AIM
Sort through the data and copy the lines holding the word "with".

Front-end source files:
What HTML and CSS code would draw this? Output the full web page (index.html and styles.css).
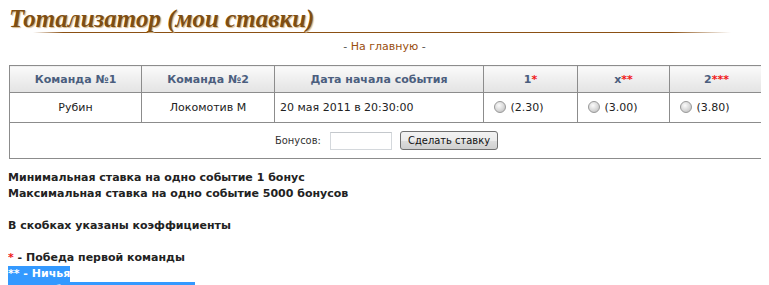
FILE: index.html
```html
<!DOCTYPE html>
<html>

<head>
    <title>Тотализатор (мои ставки)</title>
    <link rel="stylesheet" href="styles.css">
</head>

<body>
    <h1 class="page-title">Тотализатор (мои ставки)</h1>
    <div class="title-line"></div>
    <div class="back-link">- <a href="#">На главную</a> -</div>

    <form class="bet-form">
        <table class="bets">
            <tr>
                <th class="c1">Команда №1</th>
                <th class="c2">Команда №2</th>
                <th class="c3">Дата начала события</th>
                <th class="c4">1<span class="star">*</span></th>
                <th class="c5">x<span class="star">**</span></th>
                <th class="c6">2<span class="star">***</span></th>
            </tr>
            <tr class="event">
                <td class="center">Рубин</td>
                <td class="center">Локомотив М</td>
                <td>20 мая 2011 в 20:30:00</td>
                <td><label><input type="radio" name="bet" value="1"> (2.30)</label></td>
                <td><label><input type="radio" name="bet" value="x"> (3.00)</label></td>
                <td><label><input type="radio" name="bet" value="2"> (3.80)</label></td>
            </tr>
            <tr class="submit-row">
                <td colspan="6">
                    Бонусов: <input type="text" class="bonus" name="bonus">
                    <button type="button" class="make-bet">Сделать ставку</button>
                </td>
            </tr>
        </table>
    </form>

    <div class="rules">
        <p>Минимальная ставка на одно событие 1 бонус<br>Максимальная ставка на одно событие 5000 бонусов</p>
        <p>В скобках указаны коэффициенты</p>
        <p class="legend">
            <span class="line"><span class="star">*</span> - Победа первой команды</span>
            <span class="line selected">** - Ничья</span>
            <span class="line selected">*** - Победа второй команды</span>
        </p>
    </div>
</body>

</html>
```

FILE: styles.css
```css
body {
    margin: 8px;
    background: white;
    color: #222;
    font-family: "DejaVu Sans", Verdana, sans-serif;
    font-size: 11px;
}

.page-title {
    margin: 0;
    padding-left: 1px;
    font-family: "Liberation Serif", Georgia, serif;
    font-style: italic;
    font-weight: bold;
    font-size: 25px;
    line-height: 22px;
    color: #7e4e12;
    text-shadow: 1px 1px 1px #d6b98c;
}

.title-line {
    height: 1px;
    margin: 2px 30px 0 25px;
    background: linear-gradient(to right, rgba(139, 80, 20, 0) 0, #8b5014 30px, #8b5014 calc(100% - 60px), rgba(139, 80, 20, 0) 100%);
}

.back-link {
    margin-top: 7px;
    text-align: center;
    color: #555;
    line-height: 14px;
}

.back-link a {
    color: #9a4f10;
    text-decoration: none;
}

.bet-form {
    margin: 11px 0 0 1px;
}

.bets {
    width: 755px;
    border-collapse: collapse;
    border: 1px solid #8c8c8c;
}

.bets th,
.bets td {
    border: 1px solid #8c8c8c;
    padding: 0 5px;
}

.bets th {
    height: 26px;
    background: linear-gradient(#fafafa, #e3e3e3);
    color: #4b5e7e;
    font-weight: bold;
    text-align: center;
}

.c1 { width: 121px; }
.c2 { width: 122px; }
.c3 { width: 198px; }
.c4 { width: 83px; }
.c5 { width: 81px; }

.star {
    color: #f01818;
}

.event td {
    height: 29px;
}

.center {
    text-align: center;
}

.event input[type="radio"] {
    appearance: none;
    width: 12px;
    height: 12px;
    margin: 0 1px 0 5px;
    vertical-align: -2px;
    border: 1px solid #9a9a9a;
    border-radius: 50%;
    background: radial-gradient(circle at 40% 35%, #fbfbfb 0, #d8d8d8 55%, #b4b4b4 100%);
}

.submit-row td {
    height: 35px;
    text-align: center;
    color: #333;
    font-family: "DejaVu Sans Condensed", "DejaVu Sans", sans-serif;
}

.bonus {
    width: 60px;
    height: 16px;
    margin: 0 4px 0 6px;
    padding: 0;
    border: 1px solid #d4d8dc;
    border-top-color: #c4c8cc;
    vertical-align: middle;
}

.make-bet {
    height: 19px;
    padding: 0 7px;
    margin-left: 1px;
    border: 1px solid #707070;
    border-radius: 3px;
    background: linear-gradient(#f2f2f2 0, #ebebeb 50%, #dddddd 51%, #cfcfcf 100%);
    font-family: "DejaVu Sans Condensed", "DejaVu Sans", sans-serif;
    font-size: 11px;
    color: #111;
    vertical-align: middle;
}

.rules {
    margin-top: 11px;
    font-weight: bold;
    line-height: 16px;
}

.rules p {
    margin: 0 0 16px;
}

.legend .line {
    display: table;
}

.selected {
    background: #3399ff;
    color: white;
}
```
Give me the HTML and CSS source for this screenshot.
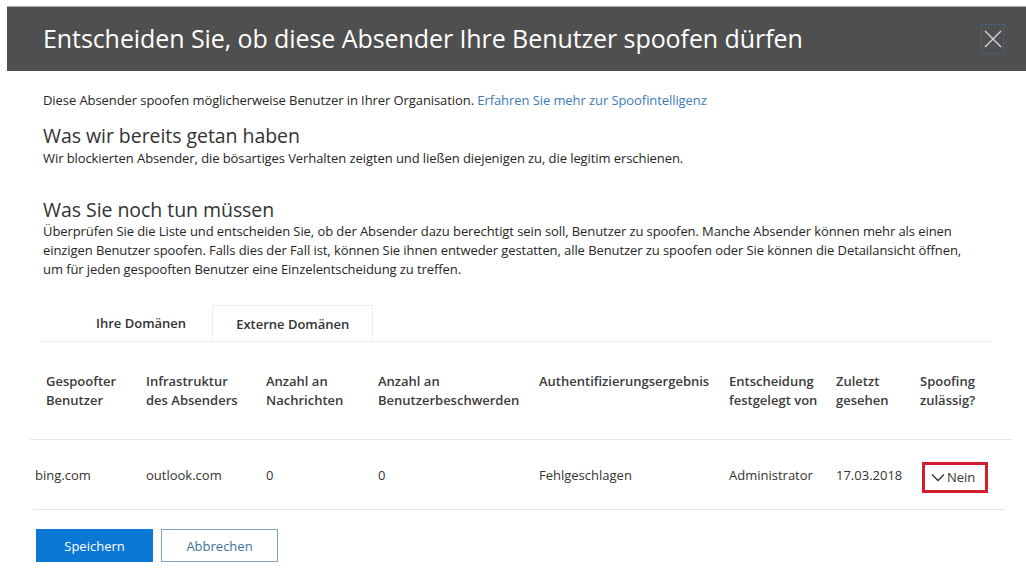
FILE: index.html
```html
<!DOCTYPE html>
<html lang="de">
<head>
<meta charset="utf-8">
<link rel="stylesheet" href="styles.css">
</head>
<body>
<header class="titlebar">
  <h1 class="title">Entscheiden Sie, ob diese Absender Ihre Benutzer spoofen dürfen</h1>
  <button class="close" aria-label="Schließen">
    <svg width="18" height="18" viewBox="0 0 18 18"><path d="M1 1L17 17M17 1L1 17" stroke="#d6d6d6" stroke-width="1.3" fill="none"/></svg>
  </button>
</header>
<main class="content">
  <p class="intro">Diese Absender spoofen möglicherweise Benutzer in Ihrer Organisation. <a class="link" href="#">Erfahren Sie mehr zur Spoofintelligenz</a></p>
  <h2 class="heading">Was wir bereits getan haben</h2>
  <p class="text">Wir blockierten Absender, die bösartiges Verhalten zeigten und ließen diejenigen zu, die legitim erschienen.</p>
  <h2 class="heading heading-2">Was Sie noch tun müssen</h2>
  <p class="text para">Überprüfen Sie die Liste und entscheiden Sie, ob der Absender dazu berechtigt sein soll, Benutzer zu spoofen. Manche Absender können mehr als einen einzigen Benutzer spoofen. Falls dies der Fall ist, können Sie ihnen entweder gestatten, alle Benutzer zu spoofen oder Sie können die Detailansicht öffnen, um für jeden gespooften Benutzer eine Einzelentscheidung zu treffen.</p>

  <div class="tabs">
    <div class="tab">Ihre Domänen</div>
    <div class="tab tab-active">Externe Domänen</div>
  </div>

  <div class="grid head">
    <div>Gespoofter<br>Benutzer</div>
    <div>Infrastruktur<br>des Absenders</div>
    <div>Anzahl an<br>Nachrichten</div>
    <div>Anzahl an<br>Benutzerbeschwerden</div>
    <div>Authentifizierungsergebnis</div>
    <div>Entscheidung<br>festgelegt von</div>
    <div>Zuletzt<br>gesehen</div>
    <div>Spoofing<br>zulässig?</div>
  </div>
  <div class="grid row">
    <div class="first">bing.com</div>
    <div>outlook.com</div>
    <div>0</div>
    <div>0</div>
    <div>Fehlgeschlagen</div>
    <div>Administrator</div>
    <div>17.03.2018</div>
    <div><span class="select"><svg width="14" height="9" viewBox="0 0 14 9"><path d="M1 1.5L7 7.5L13 1.5" stroke="#333" stroke-width="1.3" fill="none"/></svg>Nein</span></div>
  </div>

  <div class="actions">
    <button class="btn btn-primary">Speichern</button>
    <button class="btn btn-secondary">Abbrechen</button>
  </div>
</main>
</body>
</html>
```

FILE: styles.css
```css
* { box-sizing: border-box; }
html, body { margin: 0; padding: 0; background: #fff; }
body {
  font-family: "Open Sans", "Noto Sans", "Liberation Sans", sans-serif;
  color: #262626;
  width: 1026px;
  height: 585px;
  overflow: hidden;
}
.titlebar {
  margin: 6px 0 0 7px;
  height: 65px;
  background: #4f4f4f;
  border-top: 1px solid #a9a9a9;
  display: flex;
  align-items: center;
  justify-content: space-between;
  padding: 0 22px 0 36px;
}
.title {
  margin: 0;
  font-weight: 400;
  font-size: 25px;
  color: #fff;
  letter-spacing: -0.08px;
  padding-bottom: 3px;
}
.close {
  width: 23px;
  height: 30px;
  background: transparent;
  border: 1px dotted #3d6f9c;
  display: flex;
  align-items: center;
  justify-content: center;
  padding: 0;
}
.content {
  padding: 0 0 0 43px;
}
.intro {
  margin: 20px 0 0;
  font-size: 13px;
  line-height: 18px;
  letter-spacing: -0.08px;
}
.link { color: #3e7bb5; text-decoration: none; }
.heading {
  margin: 14px 0 0;
  font-weight: 400;
  font-size: 19.5px;
  line-height: 26px;
  color: #333;
  letter-spacing: -0.05px;
}
.heading-2 { margin-top: 29px; }
.text {
  margin: 0;
  font-size: 13px;
  line-height: 19px;
  letter-spacing: -0.08px;
  width: 930px;
}
.para { margin-top: -1px; }
.tabs {
  display: flex;
  margin: 26px 0 0 -3px;
  width: 950px;
  border-bottom: 1px solid #ececec;
  padding-left: 0;
}
.tab {
  font-size: 13px;
  font-weight: 600;
  color: #333;
  padding: 9px 26px 9px 56px;
  height: 36px;
  line-height: 18px;
}
.tab-active {
  border: 1px solid #ececec;
  border-bottom: 1px solid #fff;
  margin-bottom: -1px;
  padding: 9px 23px;
}
.grid {
  display: grid;
  grid-template-columns: 100px 120px 112px 161px 190px 107px 84px 1fr;
  margin-left: -13px;
  width: 982px;
  padding-left: 16px;
}
.head {
  font-size: 13px;
  font-weight: 600;
  color: #3b3b3b;
  line-height: 19px;
  padding-top: 30px;
  height: 98px;
  border-bottom: 1px solid #e6e6e6;
}
.row {
  font-size: 13px;
  color: #333;
  height: 70px;
  align-items: center;
  border-bottom: 1px solid #e6e6e6;
  width: 972px;
  margin-left: -10px;
  padding-left: 13px;
}
.first { margin-left: -11px; }
.select {
  display: inline-flex;
  align-items: center;
  gap: 2px;
  border: 3px solid #d11f2f;
  height: 31px;
  width: 66px;
  padding-left: 6px;
  margin: 5px 0 0 2px;
  font-size: 13px;
}
.actions {
  display: flex;
  gap: 8px;
  margin: 19px 0 0 -7px;
}
.btn {
  font-family: inherit;
  font-size: 13px;
  height: 33px;
  width: 117px;
  padding: 0;
}
.btn-primary {
  background: #0a78d4;
  border: 1px solid #0a78d4;
  color: #fff;
}
.btn-secondary {
  background: #fff;
  border: 1px solid #7ca3c4;
  color: #3e6f9a;
}
```
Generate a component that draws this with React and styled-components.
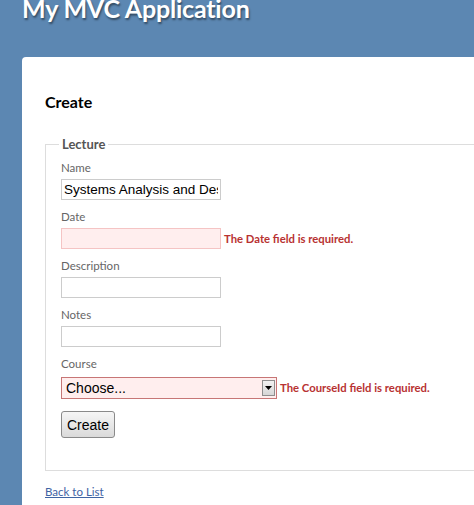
import React from "react";
import styled, { createGlobalStyle } from "styled-components";

const GlobalStyle = createGlobalStyle`
  html, body {
    margin: 0;
    padding: 0;
    overflow: hidden;
    background-color: #5c87b2;
    font-family: Lato, "DejaVu Sans", sans-serif;
  }
`;

const Page = styled.div`
  display: flex;
  flex-direction: column;
`;

const Header = styled.header`
  height: 57px;
`;

const Title = styled.h1`
  margin: 0 0 0 22px;
  font-size: 25px;
  line-height: 17px;
  letter-spacing: -0.2px;
  font-weight: bold;
  color: #ffffff;
  text-shadow: 1px 2px 2px rgba(0, 0, 0, 0.45);
  white-space: nowrap;
`;

const Main = styled.main`
  margin-left: 22px;
  width: 940px;
  min-height: 460px;
  background-color: #ffffff;
  border-top-left-radius: 4px;
  padding: 35px 0 0 23px;
  box-sizing: border-box;
`;

const Heading = styled.h2`
  margin: 0;
  font-size: 16px;
  line-height: 20px;
  font-weight: bold;
  color: #000000;
`;

const Fieldset = styled.fieldset`
  margin: 24px 0 0 0;
  padding: 8px 0 32px 15px;
  border: 1px solid #dddddd;
  min-inline-size: auto;
`;

const Legend = styled.legend`
  margin-left: -2px;
  padding: 0 3px;
  font-size: 13px;
  line-height: 16px;
  font-weight: bold;
  color: #555555;
`;

const Field = styled.div`
  display: flex;
  flex-direction: column;
  margin-bottom: 9px;
`;

const Label = styled.label`
  font-size: 11.5px;
  line-height: 16px;
  color: #666666;
`;

const Row = styled.div`
  display: flex;
  align-items: center;
  gap: 3px;
  margin-top: ${(props) => props.$top || "3px"};
`;

const Input = styled.input`
  width: 160px;
  height: 21px;
  box-sizing: border-box;
  margin: 0;
  padding: 0 2px;
  font-family: "Liberation Sans", Arial, sans-serif;
  font-size: 13.5px;
  color: #000000;
  border: 1px solid ${(props) => (props.$invalid ? "#f5c4c4" : "#cccccc")};
  background-color: ${(props) => (props.$invalid ? "#ffeeee" : "#ffffff")};
  outline: none;
`;

const Error = styled.span`
  font-size: 11.3px;
  line-height: 16px;
  font-weight: bold;
  color: #b83232;
  white-space: nowrap;
`;

const SelectBox = styled.div`
  display: flex;
  align-items: center;
  width: 216px;
  height: 22px;
  box-sizing: border-box;
  border: 1px solid #c77676;
  background-color: #ffeeee;
  font-family: "Liberation Sans", Arial, sans-serif;
  font-size: 14px;
  color: #000000;
`;

const SelectText = styled.span`
  flex: 1;
  padding-left: 4px;
`;

const Arrow = styled.span`
  display: flex;
  align-items: center;
  justify-content: center;
  width: 13px;
  height: 16px;
  margin-right: 1px;
  box-sizing: border-box;
  border: 1px solid #8e8e8e;
  background: linear-gradient(#f2f2f2, #d6d6d6);
`;

const Button = styled.button`
  margin-top: 3px;
  width: 54px;
  height: 27px;
  padding: 0;
  font-family: "Liberation Sans", Arial, sans-serif;
  font-size: 14px;
  color: #000000;
  border: 1px solid #8a8a8a;
  border-radius: 3px;
  background: linear-gradient(#f6f6f6, #dadada);
`;

const BackLink = styled.a`
  display: inline-block;
  margin-top: 13px;
  font-size: 11.5px;
  line-height: 16px;
  color: #3f64a3;
  text-decoration: underline;
`;

const fields = [
  { id: 0, label: "Name", value: "Systems Analysis and Design" },
  { id: 1, label: "Date", value: "", error: "The Date field is required." },
  { id: 2, label: "Description", value: "" },
  { id: 3, label: "Notes", value: "" },
];

const App = () => {
  return (
    <Page>
      <GlobalStyle />
      <Header>
        <Title>My MVC Application</Title>
      </Header>
      <Main>
        <Heading>Create</Heading>
        <Fieldset>
          <Legend>Lecture</Legend>
          {fields.map((f) => (
            <Field key={f.id}>
              <Label>{f.label}</Label>
              <Row>
                <Input defaultValue={f.value} $invalid={!!f.error} />
                {f.error && <Error>{f.error}</Error>}
              </Row>
            </Field>
          ))}
          <Field>
            <Label>Course</Label>
            <Row $top="5px">
              <SelectBox>
                <SelectText>Choose...</SelectText>
                <Arrow>
                  <svg width="7" height="4" viewBox="0 0 7 4">
                    <polygon points="0,0 7,0 3.5,4" fill="#000" />
                  </svg>
                </Arrow>
              </SelectBox>
              <Error>The CourseId field is required.</Error>
            </Row>
          </Field>
          <Button type="submit">Create</Button>
        </Fieldset>
        <BackLink href="#">Back to List</BackLink>
      </Main>
    </Page>
  );
};

export default App;
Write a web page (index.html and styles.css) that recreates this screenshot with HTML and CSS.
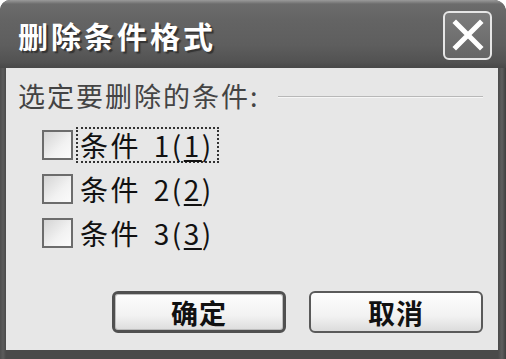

ANSWER TO THIS TASK
Generate a component that draws this with React and styled-components.
Write a web page (index.html and styles.css) that recreates this screenshot with HTML and CSS.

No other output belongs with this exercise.